Re: Roberts Rambles 10
I think you have hit on a really good idea. Using orienting skills to find the Trig points will help to keep you mind active, the exercise is good for you, and you get to see interesting scenery you wouldn't otherwise know about.
The bonus for us is we get to see some of the sights as well.
I was vaguely aware that the OS topographers used all sorts of landmarks. I remember being taught how to read a map when I was at junior school in Lincs.
Things like, windmill with sails, windmill without, church with spire, church without, bridge over, bridge under etcetera.
Whilst in America I became interested in the marking out of the Mason-Dixon line to resolve a boundary dispute between four States. The two chaps would lie on their backs at night to shoot the stars that would determine their location, and then use the topography of the land by day to set out the direction of the line and lay stone markers.
When checked by GPS in modern times, the most they were out was 200 metres, and several were accurate to within two metres.
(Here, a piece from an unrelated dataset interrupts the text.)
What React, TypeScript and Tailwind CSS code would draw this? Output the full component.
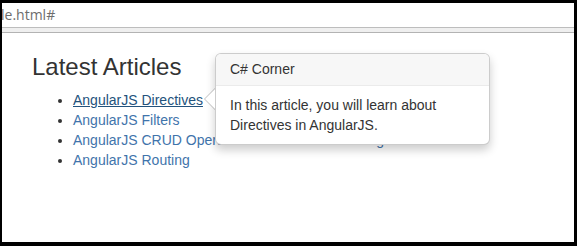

Not bad for the technology available in the 1760s.
Mapping of India using stone sighting towers and temperature compensating chains resulted in the incidental discovery that Everest was the highest mountain in the world, and I find the sighting/marking technology used by the Victorians for tunnel building such as Bazalgette's London sewer system and the Severn Railway tunnel quite fascinating.
Are you relying on modern maps or do you have access to old(er) maps that might show details of things long gone, or perhaps showing a building that only now appears on the ground as a weed-covered hump?
Anyway, I am living the tour of the Big County through your endeavours. Keep at it lad.